• WRITTEN EXERCISE:
Count the lines in the entries below that include the word "table". Give nothing but the number.

• Code that builds pages:
>>>

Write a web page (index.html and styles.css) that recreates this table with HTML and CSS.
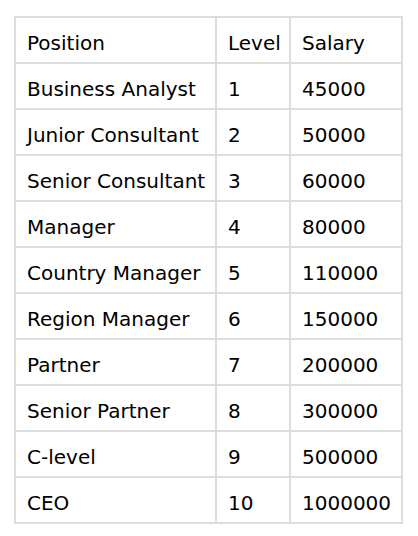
FILE: index.html
```html
<!DOCTYPE html>
<html>
<head>
<meta charset="utf-8">
<link rel="stylesheet" href="styles.css">
</head>
<body>
<table class="salary-table">
  <colgroup>
    <col class="col-position">
    <col class="col-level">
    <col class="col-salary">
  </colgroup>
  <thead>
    <tr><th>Position</th><th>Level</th><th>Salary</th></tr>
  </thead>
  <tbody>
    <tr><td>Business Analyst</td><td>1</td><td>45000</td></tr>
    <tr><td>Junior Consultant</td><td>2</td><td>50000</td></tr>
    <tr><td>Senior Consultant</td><td>3</td><td>60000</td></tr>
    <tr><td>Manager</td><td>4</td><td>80000</td></tr>
    <tr><td>Country Manager</td><td>5</td><td>110000</td></tr>
    <tr><td>Region Manager</td><td>6</td><td>150000</td></tr>
    <tr><td>Partner</td><td>7</td><td>200000</td></tr>
    <tr><td>Senior Partner</td><td>8</td><td>300000</td></tr>
    <tr><td>C-level</td><td>9</td><td>500000</td></tr>
    <tr><td>CEO</td><td>10</td><td>1000000</td></tr>
  </tbody>
</table>
</body>
</html>
```
FILE: styles.css
```css
html, body {
  margin: 0;
  background: #fff;
}
body {
  padding: 16px 0 0 14px;
  font-family: "DejaVu Sans", Verdana, sans-serif;
  font-size: 20px;
  color: #000;
}
.salary-table {
  border-collapse: collapse;
  table-layout: fixed;
  width: 387px;
}
.col-position { width: 201px; }
.col-level { width: 74px; }
.col-salary { width: 112px; }
.salary-table th,
.salary-table td {
  border: 2px solid #ddd;
  height: 46px;
  box-sizing: border-box;
  padding: 6px 0 0 11px;
  text-align: left;
  font-weight: normal;
  white-space: nowrap;
  vertical-align: middle;
}
```
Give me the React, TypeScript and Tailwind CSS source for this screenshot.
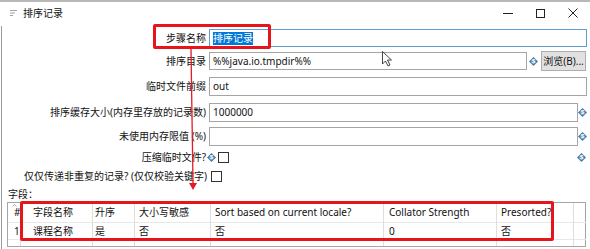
import React from 'react';

const VarIcon: React.FC = () => (
  <svg width="9" height="9" viewBox="0 0 9 9" className="shrink-0">
    <polygon points="4.5,0 9,4.5 4.5,9 0,4.5" fill="#4a7ba3" />
    <circle cx="4.5" cy="4.5" r="2.6" fill="#6f9dc2" />
    <text x="4.5" y="6.4" textAnchor="middle" fontSize="5.5" fill="#fff" fontFamily="Liberation Sans, sans-serif" fontWeight="bold">$</text>
  </svg>
);

const Checkbox: React.FC = () => (
  <div className="w-[11px] h-[11px] border border-[#333] bg-white shrink-0" />
);

const labelCls = 'w-[204px] shrink-0 text-right';

const cols = [
  { w: 'w-[13px]', pl: 'pl-[6px]', head: '#', val: '1' },
  { w: 'w-[72px]', pl: 'pl-[12px]', head: '字段名称', val: '课程名称' },
  { w: 'w-[42px]', pl: 'pl-[2px]', head: '升序', val: '是' },
  { w: 'w-[76px]', pl: 'pl-[4px]', head: '大小写敏感', val: '否' },
  { w: 'w-[173px]', pl: 'pl-[4px]', head: 'Sort based on current locale?', val: '否' },
  { w: 'w-[113px]', pl: 'pl-[5px]', head: 'Collator Strength', val: '0' },
  { w: 'w-[77px]', pl: 'pl-[4px]', head: 'Presorted?', val: '否' },
  { w: 'w-[12px]', pl: '', head: '', val: '' },
];

export default function App() {
  return (
    <div
      className="relative w-[590px] h-[249px] bg-white overflow-hidden text-[10px] text-[#111]"
      style={{ fontFamily: '"Noto Sans", "Noto Sans CJK SC", sans-serif' }}
    >
      {/* title bar */}
      <div className="h-[24px] flex items-center border-t-2 border-[#b8b8b8]">
        <svg width="7" height="6" viewBox="0 0 7 6" className="ml-[10px] mr-[6px]">
          <rect x="0" y="0" width="7" height="1" fill="#9aa5b0" />
          <rect x="0" y="2.5" width="5" height="1" fill="#9aa5b0" />
          <rect x="0" y="5" width="3" height="1" fill="#9aa5b0" />
        </svg>
        <span className="text-[10px]">排序记录</span>
        <div className="ml-auto flex items-center">
          <div className="w-[10px] h-px bg-[#222] mr-[23px]" />
          <div className="w-[9px] h-[9px] border border-[#222] mr-[23px]" />
          <svg width="10" height="10" viewBox="0 0 10 10" className="mr-[12px]">
            <path d="M0.5 0.5 L9.5 9.5 M9.5 0.5 L0.5 9.5" stroke="#222" strokeWidth="1" />
          </svg>
        </div>
      </div>

      <div className="border-l border-[#9c9c9c] h-[225px] ml-px">
        {/* 步骤名称 */}
        <div className="flex items-center h-[24px] mt-[2px]">
          <div className={labelCls}>步骤名称</div>
          <div className="ml-[3px] w-[378px] h-[18px] border border-[#5aa0d6] flex items-center pl-[3px]">
            <span className="bg-[#0078d7] text-white leading-[13px]">排序记录</span>
          </div>
        </div>
        {/* 排序目录 */}
        <div className="flex items-center h-[22px]">
          <div className={labelCls}>排序目录</div>
          <div className="ml-[3px] w-[318px] h-[18px] border border-[#a5a5a5] flex items-center pl-[3px]">
            %%java.io.tmpdir%%
          </div>
          <div className="ml-[2px] w-[9px] flex justify-center">
            <VarIcon />
          </div>
          <div className="ml-[3px] w-[45px] h-[20px] bg-[#e1e1e1] border border-[#adadad] flex items-center justify-center text-[10px]">
            浏览(B)...
          </div>
        </div>
        {/* 临时文件前缀 */}
        <div className="flex items-center h-[28px]">
          <div className={labelCls}>临时文件前缀</div>
          <div className="ml-[3px] w-[378px] h-[19px] border border-[#a5a5a5] flex items-center pl-[3px]">
            out
          </div>
        </div>
        {/* 排序缓存大小 */}
        <div className="flex items-center h-[24px]">
          <div className={labelCls}>排序缓存大小(内存里存放的记录数)</div>
          <div className="ml-[3px] w-[369px] h-[19px] border border-[#a5a5a5] flex items-center pl-[3px]">
            1000000
          </div>
          <div className="w-[9px] flex justify-center">
            <VarIcon />
          </div>
        </div>
        {/* 未使用内存限值 */}
        <div className="flex items-center h-[24px]">
          <div className={labelCls}>未使用内存限值 (%)</div>
          <div className="ml-[3px] w-[369px] h-[19px] border border-[#a5a5a5]" />
          <div className="w-[9px] flex justify-center">
            <VarIcon />
          </div>
        </div>
        {/* 压缩临时文件 */}
        <div className="flex items-center h-[19px]">
          <div className={labelCls}>压缩临时文件?</div>
          <div className="ml-[1px] mr-[2px]">
            <VarIcon />
          </div>
          <Checkbox />
          <div className="ml-auto mr-[4px]">
            <VarIcon />
          </div>
        </div>
        {/* 仅仅传递非重复的记录 */}
        <div className="flex items-center h-[19px]">
          <div className="w-[205px] shrink-0 text-right">仅仅传递非重复的记录? (仅仅校验关键字)</div>
          <div className="ml-[4px]">
            <Checkbox />
          </div>
        </div>
        {/* 字段 */}
        <div className="flex items-center h-[16px] pl-[6px]">字段：</div>

        {/* table */}
        <div className="ml-[5px] w-[579px] h-[45px] border border-[#a5a5a5] flex">
          {cols.map((c, i) => (
            <div key={i} className={`${c.w} shrink-0 flex flex-col ${i < cols.length - 1 ? 'border-r border-[#dedede]' : ''}`}>
              <div className={`relative h-[20px] flex items-center ${c.pl} border-b border-[#e8e8e8] whitespace-nowrap`}>
                {i === 0 && (
                  <svg width="5" height="3" viewBox="0 0 5 3" className="absolute left-[4px] top-[1px]">
                    <path d="M0.5 2.5 L2.5 0.5 L4.5 2.5" stroke="#999" strokeWidth="0.8" fill="none" />
                  </svg>
                )}
                {c.head}
              </div>
              <div className={`h-[17px] flex items-center ${c.pl} border-b border-[#e8e8e8] whitespace-nowrap`}>
                {c.val}
              </div>
            </div>
          ))}
        </div>
      </div>

      {/* red annotations */}
      <div className="absolute left-[153px] top-[24px] w-[118px] h-[25px] border-[3px] border-[#e8141c] rounded-[2px] pointer-events-none" />
      <div className="absolute left-[20px] top-[201px] w-[534px] h-[40px] border-[3px] border-[#e8141c] rounded-[2px] pointer-events-none" />
      <svg className="absolute left-0 top-0 pointer-events-none" width="590" height="249" viewBox="0 0 590 249">
        <line x1="191" y1="49" x2="193" y2="184" stroke="#e31b23" strokeWidth="1.3" />
        <polygon points="189,183 197,183 193,190" fill="#e31b23" />
        {/* mouse pointer */}
        <path d="M382.5 51.5 L382.5 64 L385.5 61 L388 66 L390 65 L387.5 60 L391.5 60 Z" fill="#fff" stroke="#333" strokeWidth="0.9" strokeLinejoin="round" />
      </svg>
    </div>
  );
}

<<<

• EXPECTED ANSWER:
8